5. The method as claimed in claim 4, wherein said authenticating of the identity of the person is necessary for specific contents, and the speech signals used for authentication of the identity of the person are the speech signals generated when the person speaks the phrases included in the specific contents.

6. The method as claimed in claim 5, wherein the speech signals generated by the person are not exclusively for the purpose of authentication.

7. The method as claimed in claim 6, wherein said authenticating applies a speaker model created from earlier speech signals generated from words spoken by the person during a communication process to authenticate the identity of the speaker based on later speech signals in the communication process.

8. The method as claimed in at least claim 7, wherein the earlier speech signals used to create the speaker model are received in beginning the communication process.

9. The method as claimed in claim 8, further comprising using a novelty detector to detect whether a change of speaker takes place.

10. The method as claimed in claim 9, wherein the novelty detector operates with a latency time.

11. The method as claimed in claim 10, wherein the phrases are not predefined.

12. The method as claimed in claim 11, wherein the phrases are included in at least one of free and flowing speech.

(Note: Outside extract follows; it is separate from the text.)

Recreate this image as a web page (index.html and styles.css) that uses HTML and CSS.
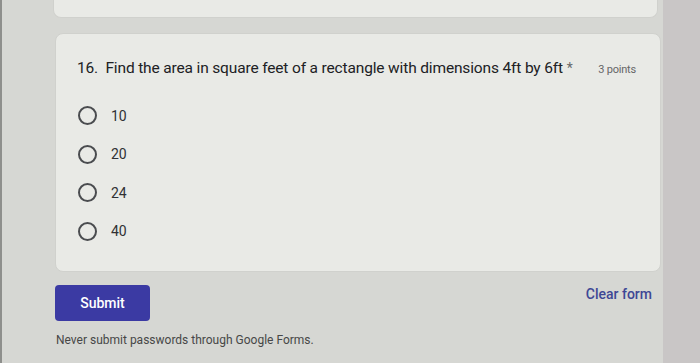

13. The method as claimed in claim 12, wherein the person communicates using a telecommunications device and the speech signals are transmitted via the telecommunications device.

14. A system for authenticating an identity of a person, comprising:

an input unit to receive speech signals produced when the person speaks; and

a processor, coupled to the input unit, to authenticate the identity of the person using the speech signals produced when the person speaks a plurality of phrases interspersed in words spoken by the person.

15. At least one computer readable medium storing at least one program to control at least one processor to perform a method for authenticating an identity of a person, said method comprising:

authenticating the identity of the person using speech signals produced when the person speaks a plurality of phrases interspersed in words spoken by the person.